11) Additional initiatives to support the principle of disclosure and transparency:
- Continuously pursuing the application of international best practices in disclosure and transparency, such as S&P and OECD principles, and reflecting this in the Annual Board Report, website and any other reports or publications of the Savola Group.
- Encouraging and adopting the transparency screen initiative, which aims to monitor and analyze the data on the stock movement (buying and selling) for senior shareholders and some other segments (Board members, Senior Executives, investment funds, government share) and periodically publishing their results on the Company's website and any other means of publication that Savola deems suitable to reach the largest number of shareholders.

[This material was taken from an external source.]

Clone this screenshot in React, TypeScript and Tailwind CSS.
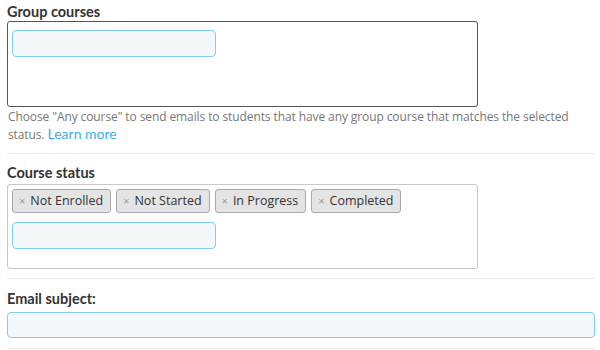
import React from 'react'

const tags = ['Not Enrolled', 'Not Started', 'In Progress', 'Completed']

function Heading({ children }: { children: React.ReactNode }) {
  return (
    <div className="font-['Lato',sans-serif] text-[14.5px] font-bold leading-[18px] text-[#333]">{children}</div>
  )
}

function SearchInput({ wide }: { wide?: boolean }) {
  return (
    <div
      className={`rounded-[4px] border border-[#80cdf0] bg-[#f5f8fb] ${wide ? 'h-[26px] w-full' : 'h-[27px] w-[204px]'}`}
    />
  )
}

export default function App() {
  return (
    <div className="h-[350px] w-[600px] overflow-hidden bg-white pl-[7px] pr-[5px] font-['Open_Sans',sans-serif]">
      {/* Group courses */}
      <div className="pt-[3px]">
        <Heading>Group courses</Heading>
        <div className="h-[86px] w-[471px] rounded-[3px] border border-[#555] px-[4px] pt-[8px]">
          <SearchInput />
        </div>
        <p className="mt-[1px] pl-px text-[12px] leading-[18px] tracking-[-0.1px] text-[#777]">
          Choose "Any course" to send emails to students that have any group course that matches the selected status.{' '}
          <a className="inline-block font-['Lato',sans-serif] text-[14px] leading-[14px] tracking-normal text-[#3ab0e2]">
            Learn more
          </a>
        </p>
      </div>

      <div className="mt-[9px] h-px bg-[#ececec]" />

      {/* Course status */}
      <div className="pt-[10px]">
        <Heading>Course status</Heading>
        <div className="mt-[2px] h-[85px] w-[471px] rounded-[3px] border border-[#c8c8c8] px-[4px] pt-[4px]">
          <div className="flex gap-[5px]">
            {tags.map((t) => (
              <span
                key={t}
                className="flex h-[24px] items-center gap-[5px] rounded-[3px] border border-[#aaa] bg-[#e4e4e4] pl-[6px] pr-[7px] text-[12.5px] text-[#333]"
              >
                <span className="text-[11px] text-[#999]">×</span>
                {t}
              </span>
            ))}
          </div>
          <div className="mt-[9px]">
            <SearchInput />
          </div>
        </div>
      </div>

      <div className="mt-[9px] h-px bg-[#ececec]" />

      {/* Email subject */}
      <div className="pt-[11px]">
        <Heading>Email subject:</Heading>
        <div className="mt-[4px]">
          <SearchInput wide />
        </div>
      </div>

      <div className="mt-[10px] h-px bg-[#ececec]" />
    </div>
  )
}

12) Spokesperson for the Savola Group:
- The CEO or Managing Director (if any) is the Company's spokesperson before all media, the public and the investor community. From time to time, he may appoint another person from within the Company to speak on behalf of the Savola Group or to respond to certain inquiries when necessary.
- No one other than the CEO or the Managing Director (if any) and the people assigned thereby may make any public statements on the following:
- Savola Group Strategies and Plans;
- Savola Group Operations and Activities;
- Financial performance (current and future) and investment opportunities in general;
- Production capacities;
- Litigations; and
- Decisions on acquisition, merger, restructuring, selling, and exit from certain investments and other important strategic initiatives provided by the Savola Group.
- The Board members and all Savola Group employees who are not authorized to speak on behalf of the Company shall refer all requests received from financial institutions, shareholders and various media to the authorized person to speak on behalf of the Company.
13) Review of the policy of information disclosure and transparency:
The Board shall periodically – and whenever necessary - conduct a review of this policy to ensure its compliance with rules and regulations and satisfy the requirement of various stakeholders.